Learn more about I.M. Pei's legacy below.
"Ieoh Ming Pei was born in Canton, China in 1917. He arrived in the United States in 1935 and studied architecture at the Massachusetts Institute of Technology, from which he received a Bachelor of Architecture in 1940. After studying under Walter Gropius at Harvard University, he received a Master of Architecture in 1946. In 1954, he acquired American citizenship and founded, in 1955, his own agency with two associates, Eason Leonard and Henry Cobb.
The John Fitzgerald Kennedy Library in Boston, the East Building of the National Gallery of Art in Washington and the Bank of China Tower in Hong Kong marked the beginning of a long career punctuated by prestigious edifices in the United States and in the great capitals of the world. Dozens of preeminent structures bear his signature, among which the extension of the Louvre Museum in Paris, with its famous glass pyramid nestled at the heart of the illustrious historic ensemble (1989), the National Museum of Art in Washington, the Johnson Museum of Art in New York (1973) and the Museum of Islamic Art in Doha, Qatar (2008).
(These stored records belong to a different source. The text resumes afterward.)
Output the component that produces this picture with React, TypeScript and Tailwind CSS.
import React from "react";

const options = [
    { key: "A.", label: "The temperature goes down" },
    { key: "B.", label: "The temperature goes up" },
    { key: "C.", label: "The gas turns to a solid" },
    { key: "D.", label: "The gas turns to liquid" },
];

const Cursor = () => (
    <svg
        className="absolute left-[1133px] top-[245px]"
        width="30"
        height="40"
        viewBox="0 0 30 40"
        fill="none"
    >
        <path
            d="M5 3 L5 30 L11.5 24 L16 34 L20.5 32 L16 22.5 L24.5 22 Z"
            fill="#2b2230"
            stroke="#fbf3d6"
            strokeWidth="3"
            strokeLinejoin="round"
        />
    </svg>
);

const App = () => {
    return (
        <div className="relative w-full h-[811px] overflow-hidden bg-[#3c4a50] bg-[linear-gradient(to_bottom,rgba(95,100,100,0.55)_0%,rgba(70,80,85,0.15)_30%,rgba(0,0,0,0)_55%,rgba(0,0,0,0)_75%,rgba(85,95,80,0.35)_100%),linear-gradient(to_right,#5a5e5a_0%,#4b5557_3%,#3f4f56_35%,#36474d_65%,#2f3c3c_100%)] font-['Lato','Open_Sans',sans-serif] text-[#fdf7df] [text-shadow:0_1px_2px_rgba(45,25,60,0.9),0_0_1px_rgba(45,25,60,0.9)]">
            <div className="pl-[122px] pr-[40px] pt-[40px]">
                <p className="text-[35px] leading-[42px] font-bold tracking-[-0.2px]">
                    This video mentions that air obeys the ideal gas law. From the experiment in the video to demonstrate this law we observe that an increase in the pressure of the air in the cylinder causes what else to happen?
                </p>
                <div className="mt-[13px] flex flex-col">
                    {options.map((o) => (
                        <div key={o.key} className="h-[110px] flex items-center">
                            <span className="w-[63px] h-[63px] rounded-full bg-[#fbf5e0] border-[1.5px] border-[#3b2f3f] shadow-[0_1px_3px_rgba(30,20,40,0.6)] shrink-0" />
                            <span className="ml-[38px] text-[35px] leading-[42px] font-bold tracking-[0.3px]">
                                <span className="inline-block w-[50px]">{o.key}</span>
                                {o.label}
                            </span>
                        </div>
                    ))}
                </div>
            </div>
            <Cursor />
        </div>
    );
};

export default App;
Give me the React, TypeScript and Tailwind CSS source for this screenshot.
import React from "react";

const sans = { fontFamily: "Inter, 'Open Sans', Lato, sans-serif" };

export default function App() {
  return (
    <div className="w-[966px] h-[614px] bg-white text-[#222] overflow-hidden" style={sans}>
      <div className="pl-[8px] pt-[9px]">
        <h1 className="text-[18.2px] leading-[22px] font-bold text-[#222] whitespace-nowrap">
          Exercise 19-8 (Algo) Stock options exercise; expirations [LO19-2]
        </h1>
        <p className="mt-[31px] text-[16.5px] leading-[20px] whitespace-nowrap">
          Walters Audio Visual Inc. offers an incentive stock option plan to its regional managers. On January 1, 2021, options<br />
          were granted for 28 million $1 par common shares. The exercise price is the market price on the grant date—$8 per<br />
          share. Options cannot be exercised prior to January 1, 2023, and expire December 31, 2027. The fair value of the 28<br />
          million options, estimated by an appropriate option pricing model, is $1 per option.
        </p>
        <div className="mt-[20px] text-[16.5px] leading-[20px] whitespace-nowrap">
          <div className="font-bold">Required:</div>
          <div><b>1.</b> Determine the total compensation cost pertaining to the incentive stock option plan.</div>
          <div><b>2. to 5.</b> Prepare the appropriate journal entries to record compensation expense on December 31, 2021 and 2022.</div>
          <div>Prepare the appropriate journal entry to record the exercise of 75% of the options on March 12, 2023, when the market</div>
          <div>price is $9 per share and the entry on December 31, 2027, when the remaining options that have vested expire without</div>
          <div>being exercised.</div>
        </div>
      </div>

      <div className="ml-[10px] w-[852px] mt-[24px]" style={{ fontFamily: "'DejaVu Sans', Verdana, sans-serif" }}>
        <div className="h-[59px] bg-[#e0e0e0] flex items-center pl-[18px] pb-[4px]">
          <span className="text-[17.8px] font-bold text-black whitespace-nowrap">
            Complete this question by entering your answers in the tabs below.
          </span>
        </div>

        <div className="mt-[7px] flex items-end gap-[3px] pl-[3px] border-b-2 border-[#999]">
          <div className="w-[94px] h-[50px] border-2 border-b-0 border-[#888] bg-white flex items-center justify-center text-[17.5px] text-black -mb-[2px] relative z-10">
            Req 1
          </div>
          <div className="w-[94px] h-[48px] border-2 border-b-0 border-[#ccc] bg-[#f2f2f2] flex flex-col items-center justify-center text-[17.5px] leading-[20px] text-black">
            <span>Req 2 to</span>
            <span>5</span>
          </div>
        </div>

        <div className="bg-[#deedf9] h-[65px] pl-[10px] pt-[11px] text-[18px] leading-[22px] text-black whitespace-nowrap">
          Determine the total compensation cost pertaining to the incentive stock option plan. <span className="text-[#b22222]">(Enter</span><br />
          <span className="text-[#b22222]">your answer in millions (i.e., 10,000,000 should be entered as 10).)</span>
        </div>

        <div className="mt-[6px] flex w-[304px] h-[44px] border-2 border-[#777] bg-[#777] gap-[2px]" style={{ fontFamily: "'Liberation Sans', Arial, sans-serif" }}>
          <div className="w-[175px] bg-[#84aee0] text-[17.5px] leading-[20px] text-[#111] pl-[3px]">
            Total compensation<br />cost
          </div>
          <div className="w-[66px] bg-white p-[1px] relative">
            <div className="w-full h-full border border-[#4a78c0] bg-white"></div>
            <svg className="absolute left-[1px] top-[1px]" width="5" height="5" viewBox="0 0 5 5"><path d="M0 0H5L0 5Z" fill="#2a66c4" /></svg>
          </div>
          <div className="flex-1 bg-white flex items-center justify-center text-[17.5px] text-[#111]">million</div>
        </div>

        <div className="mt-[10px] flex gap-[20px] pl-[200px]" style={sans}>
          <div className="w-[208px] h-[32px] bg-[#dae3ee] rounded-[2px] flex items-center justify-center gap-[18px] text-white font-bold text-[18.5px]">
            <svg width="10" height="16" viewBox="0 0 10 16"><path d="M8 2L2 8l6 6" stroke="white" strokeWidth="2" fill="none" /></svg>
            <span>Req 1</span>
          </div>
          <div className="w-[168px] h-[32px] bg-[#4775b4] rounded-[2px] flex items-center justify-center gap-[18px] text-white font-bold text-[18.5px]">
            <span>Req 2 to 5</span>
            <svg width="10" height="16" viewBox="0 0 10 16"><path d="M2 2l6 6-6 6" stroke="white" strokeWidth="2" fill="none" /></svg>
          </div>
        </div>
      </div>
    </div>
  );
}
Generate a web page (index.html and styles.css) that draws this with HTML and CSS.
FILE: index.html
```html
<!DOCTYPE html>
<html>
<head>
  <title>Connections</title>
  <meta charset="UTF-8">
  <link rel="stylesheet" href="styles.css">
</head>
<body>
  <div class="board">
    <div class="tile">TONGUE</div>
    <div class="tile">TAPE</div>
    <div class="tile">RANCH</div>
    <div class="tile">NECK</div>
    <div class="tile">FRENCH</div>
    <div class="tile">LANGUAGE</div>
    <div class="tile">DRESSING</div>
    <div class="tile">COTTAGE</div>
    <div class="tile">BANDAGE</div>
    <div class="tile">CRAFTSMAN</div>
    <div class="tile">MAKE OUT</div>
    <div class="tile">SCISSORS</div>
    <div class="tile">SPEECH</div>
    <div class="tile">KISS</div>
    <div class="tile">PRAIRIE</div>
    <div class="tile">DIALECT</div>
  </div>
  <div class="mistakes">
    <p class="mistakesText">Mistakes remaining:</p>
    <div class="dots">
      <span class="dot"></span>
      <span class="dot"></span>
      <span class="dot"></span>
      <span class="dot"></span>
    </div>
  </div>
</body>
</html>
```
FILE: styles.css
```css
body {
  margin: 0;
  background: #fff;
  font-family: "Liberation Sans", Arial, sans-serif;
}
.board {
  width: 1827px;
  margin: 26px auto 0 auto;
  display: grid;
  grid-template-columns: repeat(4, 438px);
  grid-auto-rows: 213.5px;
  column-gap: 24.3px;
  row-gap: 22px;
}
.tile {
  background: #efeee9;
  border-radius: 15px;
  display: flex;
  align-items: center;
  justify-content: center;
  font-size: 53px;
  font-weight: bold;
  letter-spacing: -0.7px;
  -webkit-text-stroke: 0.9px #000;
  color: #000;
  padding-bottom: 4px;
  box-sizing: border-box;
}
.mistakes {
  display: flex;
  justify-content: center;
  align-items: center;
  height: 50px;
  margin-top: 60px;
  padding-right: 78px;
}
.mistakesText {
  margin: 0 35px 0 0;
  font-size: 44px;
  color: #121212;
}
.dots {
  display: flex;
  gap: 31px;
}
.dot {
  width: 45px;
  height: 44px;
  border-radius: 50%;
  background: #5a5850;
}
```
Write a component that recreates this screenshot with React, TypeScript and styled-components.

Ieoh Ming Pei has received the most prestigious accolades that can be bestowed on an architect, notably the Gold Medal of the American Institute of Architects (AIA) and of the Royal Institute of British Architects (RIBA). The UIA Gold Medal is the most prestigious distinction attributed to an architect by architects, selected from among nominations submitted by professional organizations from around the world.
The 2014 jury -- which composed of UIA Bureau Members -- met in Melbourne, Australia on May 5, 2014. It included: Albert Dubler, President; Louise Cox, Past President; Michel Barmaki, Secretary General; Patricia Emmett, Treasurer; and Vice-Presidents Antonio Raffaele Riverso, Deniz Incedayi, Thomas Vonier, Mohamed Esa and Ali Hayder."